#### DATASET ROWS
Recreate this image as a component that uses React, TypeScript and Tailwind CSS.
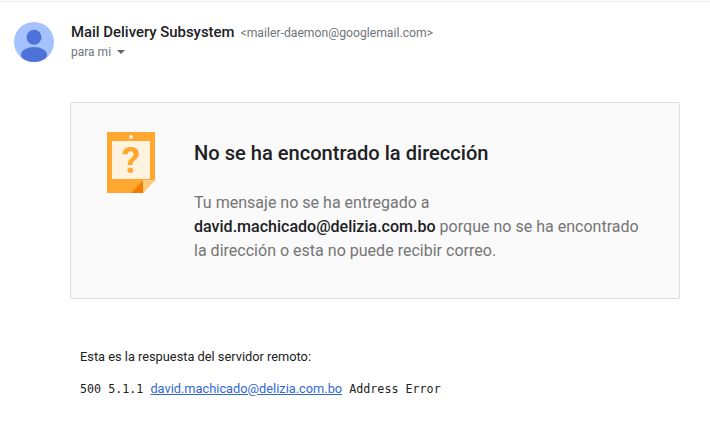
export default function App() {
  return (
    <div className="w-[710px] h-[437px] bg-white overflow-hidden font-['Roboto',sans-serif] pt-[1px]">
      <div className="h-[1px] bg-[#eeeeee]" />
      <div className="flex pl-[14px] pt-[20px]">
        <svg width="40" height="40" viewBox="0 0 40 40" className="shrink-0">
          <defs>
            <clipPath id="avatar">
              <circle cx="20" cy="20" r="20" />
            </clipPath>
          </defs>
          <circle cx="20" cy="20" r="20" fill="#a4c2fc" />
          <circle cx="20" cy="15.3" r="7.5" fill="#4f72d9" />
          <ellipse cx="20" cy="33" rx="13" ry="8" fill="#4f72d9" clipPath="url(#avatar)" />
        </svg>
        <div className="ml-[17px] -mt-[1px]">
          <div className="flex items-baseline h-[20px]">
            <span className="text-[14.9px] font-medium text-[#202124]">Mail Delivery Subsystem</span>
            <span className="ml-[6px] text-[12.2px] text-[#70757a]">&lt;mailer-daemon@googlemail.com&gt;</span>
          </div>
          <div className="flex items-center h-[20px] mt-[1px] text-[12px] text-[#70757a]">
            para mi
            <span className="ml-[6px] w-0 h-0 border-x-[4px] border-x-transparent border-t-[4px] border-t-[#5f6368]" />
          </div>
        </div>
      </div>
      <div className="ml-[70px] mt-[40px] w-[610px] h-[197px] bg-[#fafafa] border border-[#dadce0] rounded-[2px] flex pl-[36px] pt-[29px]">
        <svg width="48" height="62" viewBox="0 0 48 62" className="shrink-0">
          <path d="M0 0h48v48L36 61H0z" fill="#ffa72e" />
          <rect x="5" y="9" width="38" height="38" fill="#fff3e0" />
          <path d="M24 61L36 48.5V61z" fill="#f57c00" />
          <path d="M36 48H48L36 61z" fill="#ffcc80" />
          <circle cx="24" cy="5" r="2" fill="#fff3e0" />
          <text x="24" y="41" textAnchor="middle" fontSize="37" fontWeight="700" fill="#ffa72e" fontFamily="Roboto, sans-serif">?</text>
        </svg>
        <div className="ml-[39px] w-[452px]">
          <h1 className="text-[20.1px] leading-[24px] font-medium text-[#202124] mt-[9px]">No se ha encontrado la dirección</h1>
          <p className="mt-[26px] text-[16.05px] leading-[24px] text-[#757575]">
            Tu mensaje no se ha entregado a<br />
            <span className="font-medium text-[#202124]">david.machicado@delizia.com.bo</span> porque no se ha encontrado<br />
            la dirección o esta no puede recibir correo.
          </p>
        </div>
      </div>
      <p className="ml-[80px] mt-[50px] text-[12.8px] leading-[16px] text-[#222222]">Esta es la respuesta del servidor remoto:</p>
      <p className="ml-[80px] mt-[16px] text-[11.7px] leading-[16px] text-[#222222] font-['DejaVu_Sans_Mono',monospace] whitespace-pre">
        500 5.1.1 <span className="font-['Roboto',sans-serif] text-[12.8px] text-[#3367d6] underline">david.machicado@delizia.com.bo</span> Address Error
      </p>
    </div>
  );
}
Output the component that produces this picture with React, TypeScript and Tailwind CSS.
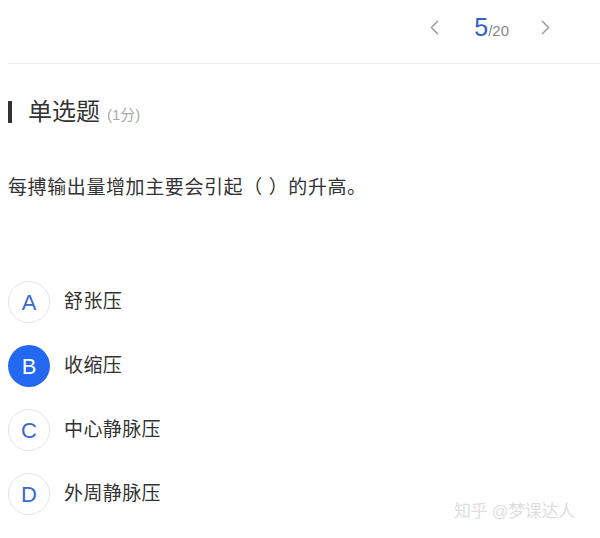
import { ChevronLeft, ChevronRight } from 'lucide-react'

const options = [
  { key: 'A', text: '舒张压', selected: false },
  { key: 'B', text: '收缩压', selected: true },
  { key: 'C', text: '中心静脉压', selected: false },
  { key: 'D', text: '外周静脉压', selected: false },
]

export default function App() {
  return (
    <div
      className="relative w-[600px] h-[538px] bg-white overflow-hidden text-[#333]"
      style={{ fontFamily: '"Liberation Sans", "Noto Sans CJK SC", sans-serif' }}
    >
      {/* pager */}
      <div className="ml-2 h-[64px] border-b border-[#ececec] flex items-center justify-end pr-[42px] pb-[9px]">
        <ChevronLeft size={25} strokeWidth={1.3} className="text-[#999]" />
        <div className="ml-[27px] mr-[24px] flex items-baseline">
          <span className="text-[25px] leading-none text-[#2f5fd0]">5</span>
          <span className="text-[15px] leading-none text-[#888]">/20</span>
        </div>
        <ChevronRight size={25} strokeWidth={1.3} className="text-[#999]" />
      </div>

      {/* title */}
      <div className="mt-[36px] ml-2 flex items-center h-[24px]">
        <div className="w-[4px] h-[22px] bg-[#333]" />
        <span className="ml-4 text-[24px] leading-none text-[#333]">单选题</span>
        <span className="ml-[7px] mt-[4px] text-[15px] leading-none text-[#aaa]">(1分)</span>
      </div>

      {/* question */}
      <p className="mt-[52px] ml-2 text-[19px] tracking-[0.6px] leading-[24px] text-[#333]">
        每搏输出量增加主要会引起（ ）的升高。
      </p>

      {/* options */}
      <div className="mt-[82px] ml-2 flex flex-col gap-[24px]">
        {options.map((o) => (
          <div key={o.key} className="flex items-center h-[40px]">
            <div
              className={
                o.selected
                  ? 'w-[42px] h-[42px] rounded-full bg-[#2468f2] text-white flex items-center justify-center text-[22px]'
                  : 'w-[42px] h-[42px] rounded-full border border-[#dfe4ee] text-[#3a68d0] flex items-center justify-center text-[22px]'
              }
            >
              {o.key}
            </div>
            <span className="ml-[14px] text-[19px] tracking-[0.4px] text-[#333]">{o.text}</span>
          </div>
        ))}
      </div>

      {/* watermark */}
      <div className="absolute left-[454px] top-[499px] text-[17px] text-[#dedede] tracking-tight">
        知乎 @梦课达人
      </div>
    </div>
  )
}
########
* [TASK] Write out the whole listing exactly, and drop the pictures.

* [TASK ANSWER]
Recreate this image as a component that uses React, TypeScript and Tailwind CSS.
export default function App() {
  return (
    <div className="w-[710px] h-[437px] bg-white overflow-hidden font-['Roboto',sans-serif] pt-[1px]">
      <div className="h-[1px] bg-[#eeeeee]" />
      <div className="flex pl-[14px] pt-[20px]">
        <svg width="40" height="40" viewBox="0 0 40 40" className="shrink-0">
          <defs>
            <clipPath id="avatar">
              <circle cx="20" cy="20" r="20" />
            </clipPath>
          </defs>
          <circle cx="20" cy="20" r="20" fill="#a4c2fc" />
          <circle cx="20" cy="15.3" r="7.5" fill="#4f72d9" />
          <ellipse cx="20" cy="33" rx="13" ry="8" fill="#4f72d9" clipPath="url(#avatar)" />
        </svg>
        <div className="ml-[17px] -mt-[1px]">
          <div className="flex items-baseline h-[20px]">
            <span className="text-[14.9px] font-medium text-[#202124]">Mail Delivery Subsystem</span>
            <span className="ml-[6px] text-[12.2px] text-[#70757a]">&lt;mailer-daemon@googlemail.com&gt;</span>
          </div>
          <div className="flex items-center h-[20px] mt-[1px] text-[12px] text-[#70757a]">
            para mi
            <span className="ml-[6px] w-0 h-0 border-x-[4px] border-x-transparent border-t-[4px] border-t-[#5f6368]" />
          </div>
        </div>
      </div>
      <div className="ml-[70px] mt-[40px] w-[610px] h-[197px] bg-[#fafafa] border border-[#dadce0] rounded-[2px] flex pl-[36px] pt-[29px]">
        <svg width="48" height="62" viewBox="0 0 48 62" className="shrink-0">
          <path d="M0 0h48v48L36 61H0z" fill="#ffa72e" />
          <rect x="5" y="9" width="38" height="38" fill="#fff3e0" />
          <path d="M24 61L36 48.5V61z" fill="#f57c00" />
          <path d="M36 48H48L36 61z" fill="#ffcc80" />
          <circle cx="24" cy="5" r="2" fill="#fff3e0" />
          <text x="24" y="41" textAnchor="middle" fontSize="37" fontWeight="700" fill="#ffa72e" fontFamily="Roboto, sans-serif">?</text>
        </svg>
        <div className="ml-[39px] w-[452px]">
          <h1 className="text-[20.1px] leading-[24px] font-medium text-[#202124] mt-[9px]">No se ha encontrado la dirección</h1>
          <p className="mt-[26px] text-[16.05px] leading-[24px] text-[#757575]">
            Tu mensaje no se ha entregado a<br />
            <span className="font-medium text-[#202124]">david.machicado@delizia.com.bo</span> porque no se ha encontrado<br />
            la dirección o esta no puede recibir correo.
          </p>
        </div>
      </div>
      <p className="ml-[80px] mt-[50px] text-[12.8px] leading-[16px] text-[#222222]">Esta es la respuesta del servidor remoto:</p>
      <p className="ml-[80px] mt-[16px] text-[11.7px] leading-[16px] text-[#222222] font-['DejaVu_Sans_Mono',monospace] whitespace-pre">
        500 5.1.1 <span className="font-['Roboto',sans-serif] text-[12.8px] text-[#3367d6] underline">david.machicado@delizia.com.bo</span> Address Error
      </p>
    </div>
  );
}
Output the component that produces this picture with React, TypeScript and Tailwind CSS.
import { ChevronLeft, ChevronRight } from 'lucide-react'

const options = [
  { key: 'A', text: '舒张压', selected: false },
  { key: 'B', text: '收缩压', selected: true },
  { key: 'C', text: '中心静脉压', selected: false },
  { key: 'D', text: '外周静脉压', selected: false },
]

export default function App() {
  return (
    <div
      className="relative w-[600px] h-[538px] bg-white overflow-hidden text-[#333]"
      style={{ fontFamily: '"Liberation Sans", "Noto Sans CJK SC", sans-serif' }}
    >
      {/* pager */}
      <div className="ml-2 h-[64px] border-b border-[#ececec] flex items-center justify-end pr-[42px] pb-[9px]">
        <ChevronLeft size={25} strokeWidth={1.3} className="text-[#999]" />
        <div className="ml-[27px] mr-[24px] flex items-baseline">
          <span className="text-[25px] leading-none text-[#2f5fd0]">5</span>
          <span className="text-[15px] leading-none text-[#888]">/20</span>
        </div>
        <ChevronRight size={25} strokeWidth={1.3} className="text-[#999]" />
      </div>

      {/* title */}
      <div className="mt-[36px] ml-2 flex items-center h-[24px]">
        <div className="w-[4px] h-[22px] bg-[#333]" />
        <span className="ml-4 text-[24px] leading-none text-[#333]">单选题</span>
        <span className="ml-[7px] mt-[4px] text-[15px] leading-none text-[#aaa]">(1分)</span>
      </div>

      {/* question */}
      <p className="mt-[52px] ml-2 text-[19px] tracking-[0.6px] leading-[24px] text-[#333]">
        每搏输出量增加主要会引起（ ）的升高。
      </p>

      {/* options */}
      <div className="mt-[82px] ml-2 flex flex-col gap-[24px]">
        {options.map((o) => (
          <div key={o.key} className="flex items-center h-[40px]">
            <div
              className={
                o.selected
                  ? 'w-[42px] h-[42px] rounded-full bg-[#2468f2] text-white flex items-center justify-center text-[22px]'
                  : 'w-[42px] h-[42px] rounded-full border border-[#dfe4ee] text-[#3a68d0] flex items-center justify-center text-[22px]'
              }
            >
              {o.key}
            </div>
            <span className="ml-[14px] text-[19px] tracking-[0.4px] text-[#333]">{o.text}</span>
          </div>
        ))}
      </div>

      {/* watermark */}
      <div className="absolute left-[454px] top-[499px] text-[17px] text-[#dedede] tracking-tight">
        知乎 @梦课达人
      </div>
    </div>
  )
}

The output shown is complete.